3. Birdman. Alejandro González Iñárritu’s wonderfully manic backstage drama about a washed up movie star (Michael Keaton) striving for artistic bona fides and having his worth questioned by everyone—his daughter, his costars, the critics—but mostly himself. My review.
4. Ida. Two of the best performances of the year came out of this devastating film—set in post-WWII Poland and shot in impeccable black and white—about Ida (Agata Trzebuchowska), an orphaned nun who, on the eve of taking her vows, discovers she’s Jewish. She meets her aunt (Agata Kulesza)—an alcoholic barrister, projecting an air of jaded glamour—and the two of them embark on a road trip to find the burial spot of Ida’s parents. The film is haunted—by death, by guilt, by the horrible things people did in the war—but it’s also a wonderful character study of these two unlikely travel companions.
5. Boyhood. Filmed, remarkably, over the course of 12 years in Austin, TX, Richard Linklater’s coming of age story eschews the expected “defining life moments”—first kiss, first heartbreak—for empathic and revealing glimpses at our young hero’s life. The film is about childhood, parenting, and time itself. My review.
6. Selma. The march for voting rights in Selma took place a mere 60 years ago, but had Selma been released only a few months earlier, we might’ve been able to view it as artifact of the past. We could’ve shaken our heads and clucked our tongues and thought, “Look how far we’ve come.” We no longer have that luxury. Selma is important viewing under any circumstances—both as a moving work of art and as a stirring piece of social criticism—but in the wake of the Ferguson and Eric Garner protests, it’s downright essential. (Some of the visual echoes are downright eerie.) Much as Steven Spielberg did with Lincoln, director Ava DuVernay gives us a Martin Luther King Jr. (extraordinary David Oyelowo) who is flawed, filled with self-doubt, and all-too-human. But rather than diminish him, these human frailties only serve to amplify his greatness. (Opens January 9 in Baltimore)
7. The Babadook. In bed, a widowed, frazzled mother reads a creepy pop-up book to her neurotic 8-year-old son and inadvertently invites a demon into their home. This low-budget film out of Australia has more ingenuity, smarts, and bone-chilling scares than any American horror film I’ve seen in years. As the mother, who feels guilty for perhaps not loving her son enough, Essie Davis is a revelation. My review.

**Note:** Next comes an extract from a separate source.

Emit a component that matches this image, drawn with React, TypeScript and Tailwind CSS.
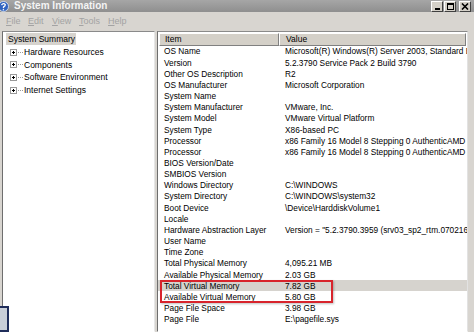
import React from 'react';

const ROWS: [string, string][] = [
  ['OS Name', 'Microsoft(R) Windows(R) Server 2003, Standard Edition'],
  ['Version', '5.2.3790 Service Pack 2 Build 3790'],
  ['Other OS Description', 'R2'],
  ['OS Manufacturer', 'Microsoft Corporation'],
  ['System Name', ''],
  ['System Manufacturer', 'VMware, Inc.'],
  ['System Model', 'VMware Virtual Platform'],
  ['System Type', 'X86-based PC'],
  ['Processor', 'x86 Family 16 Model 8 Stepping 0 AuthenticAMD ~2294 Mhz'],
  ['Processor', 'x86 Family 16 Model 8 Stepping 0 AuthenticAMD ~2294 Mhz'],
  ['BIOS Version/Date', ''],
  ['SMBIOS Version', ''],
  ['Windows Directory', 'C:\\WINDOWS'],
  ['System Directory', 'C:\\WINDOWS\\system32'],
  ['Boot Device', '\\Device\\HarddiskVolume1'],
  ['Locale', ''],
  ['Hardware Abstraction Layer', 'Version = "5.2.3790.3959 (srv03_sp2_rtm.070216-1710)"'],
  ['User Name', ''],
  ['Time Zone', ''],
  ['Total Physical Memory', '4,095.21 MB'],
  ['Available Physical Memory', '2.03 GB'],
  ['Total Virtual Memory', '7.82 GB'],
  ['Available Virtual Memory', '5.80 GB'],
  ['Page File Space', '3.98 GB'],
  ['Page File', 'E:\\pagefile.sys'],
];

const TREE = ['Hardware Resources', 'Components', 'Software Environment', 'Internet Settings'];
const MENU = ['File', 'Edit', 'View', 'Tools', 'Help'];

function CaptionButton({ children }: { children: React.ReactNode }) {
  return (
    <div className="flex h-[11px] w-[12px] items-center justify-center border border-t-white border-l-white border-r-[#404040] border-b-[#404040] bg-[#d4d0c8] text-black">
      {children}
    </div>
  );
}

export default function App() {
  return (
    <div className="relative h-[332px] w-[474px] overflow-hidden bg-[#d8d5d0] font-['Liberation_Sans',Arial,sans-serif] text-black">
      {/* Title bar (inactive) */}
      <div className="flex h-[12px] items-center bg-gradient-to-b from-[#a6a6a6] to-[#8f8f8f]">
        <svg width="11" height="11" viewBox="0 0 11 11" className="-ml-[2px] mr-[5px]">
          <circle cx="5.5" cy="5.5" r="5" fill="#2f63c0" stroke="#dfe8f7" strokeWidth="0.8" />
          <path d="M3.5 4 Q5.5 1.5 7.3 3.6 Q7.4 5 5.6 5.8 L5.4 7.2" fill="none" stroke="#fff" strokeWidth="1.3" />
          <circle cx="5.4" cy="8.8" r="0.8" fill="#fff" />
        </svg>
        <span className="text-[10px] font-bold leading-none text-[#f4f4f4]">System Information</span>
        <div className="ml-auto mr-[3px] flex gap-[1px]">
          <CaptionButton>
            <span className="mt-[5px] block h-[2px] w-[5px] bg-black" />
          </CaptionButton>
          <CaptionButton>
            <span className="block h-[7px] w-[7px] border border-t-2 border-black" />
          </CaptionButton>
          <div className="ml-[2px]">
            <CaptionButton>
              <svg width="8" height="7" viewBox="0 0 8 7">
                <path d="M1 0.5 L7 6.5 M7 0.5 L1 6.5" stroke="#000" strokeWidth="1.6" />
              </svg>
            </CaptionButton>
          </div>
        </div>
      </div>

      {/* Menu bar */}
      <div className="flex h-[19px] items-center pl-[6px] text-[9px] text-[#a3a3a3]">
        {MENU.map((m, i) => (
          <span key={m} className={i === 0 ? 'w-[22px]' : i === 1 ? 'w-[24px]' : i === 2 ? 'w-[27px]' : 'w-[29px]'}>
            <span className="underline underline-offset-1">{m[0]}</span>
            {m.slice(1)}
          </span>
        ))}
      </div>

      {/* Panes */}
      <div className="flex h-[301px] pl-[2px] pr-[6px]">
        {/* Tree pane */}
        <div className="w-[153px] border border-t-[#8a8a8a] border-l-[#6e6e6e] border-r-[#e6e6e6] border-b-white bg-white text-[8.5px]">
          <div className="ml-[3px] mt-[1px] flex h-[12px] w-[70px] items-center bg-[#d6d3ce] pl-[2px]">System Summary</div>
          <div className="mt-[1px] flex flex-col">
            {TREE.map((t) => (
              <div key={t} className="flex h-[12.67px] items-center pl-[7px]">
                <span className="relative flex h-[7px] w-[7px] items-center justify-center border border-[#9a9a9a] bg-white">
                  <span className="absolute h-[1px] w-[3px] bg-black" />
                  <span className="absolute h-[3px] w-[1px] bg-black" />
                </span>
                <span className="mx-[1px] w-[5px] border-t border-dotted border-[#9a9a9a]" />
                <span>{t}</span>
              </div>
            ))}
          </div>
        </div>

        {/* List pane */}
        <div className="ml-[2px] flex min-w-0 flex-1 flex-col overflow-hidden border border-t-[#8a8a8a] border-l-[#6e6e6e] border-r-[#e2e2e2] border-b-white bg-white text-[8.3px]">
          <div className="mx-[1px] mt-[1px] flex h-[13px] shrink-0 text-[8.5px]">
            <div className="flex w-[120px] items-center border border-t-white border-l-white border-r-[#808080] border-b-[#808080] bg-[#d4d0c8] pl-[5px]">Item</div>
            <div className="flex flex-1 items-center border border-t-white border-l-white border-r-[#808080] border-b-[#808080] bg-[#d4d0c8] pl-[6px]">Value</div>
          </div>
          <div className="relative">
            {ROWS.map(([k, v], i) => (
              <div
                key={i}
                className={`flex h-[11.17px] items-center whitespace-nowrap leading-none ${i === 21 ? 'bg-[#d6d3ce]' : ''}`}
              >
                <span className="w-[121px] shrink-0 pl-[6px]">{k}</span>
                <span className="pl-[6px]">{v}</span>
              </div>
            ))}
            {/* Red highlight box */}
            <div className="absolute left-[2px] top-[234px] h-[23px] w-[173px] border-2 border-[#d8242c] shadow-[1px_1px_2px_rgba(0,0,0,0.25)]" />
          </div>
        </div>
      </div>

      {/* Bottom-left fragment */}
      <div className="absolute bottom-0 left-0 h-[26px] w-[9px] border-2 border-l-0 border-[#1f2d5a] bg-[#c9cfd8]" />
    </div>
  );
}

8. Wild. Cheryl Strayed took to the Pacific Crest Trail to test herself, to punish herself, to cleanse herself, to find herself. Thanks to a fully committed performance by Reese Witherspoon and wonderfully sensory direction by Jean Marc Vallée, we’re with her every step of the way. My review.
9. We Are the Best! A burst of giddy energy and girl power from Sweden. Bobo and Hedvig are 13 years old and best friends. They dress in oversized sweaters and combat boots and spike their hair, even though, according to their disdainful classmates, “punk is dead.” They just laugh and, in true punk spirit, start a band, even though they can’t play their instruments. (They recruit a timid Christian classmate to play guitar, with hilarious and surprising results). Briefly, a boy threatens to come between them, but of course, he doesn’t. They’re like Huck and Tom as teen girl punks. Their friendship could power the universe.
10. Obvious Child. Jenny Slate, playing a standup comic and chronic oversharer who gets dumped, has rebound sex, and gets pregnant, gives the most charismatic performance of the year. (No surprise, she’s the creator of the irresistible Marcel the Shell With Shoes On). The film subverts all sorts of rom-com paradigms and even dares to address abortion in a frank, clear-eyed way. The twist? Rebound Guy just may be Mr. Right. My review.
Runners Up (in order): Whiplash, Love is Strange; Nightcrawler; The Immigrant; Citizenfour; Beyond the Lights; Two Days, One Night; A Most Violent Year; Stranger By the Lake; Dear White People; Under the Skin; Snowpiercer.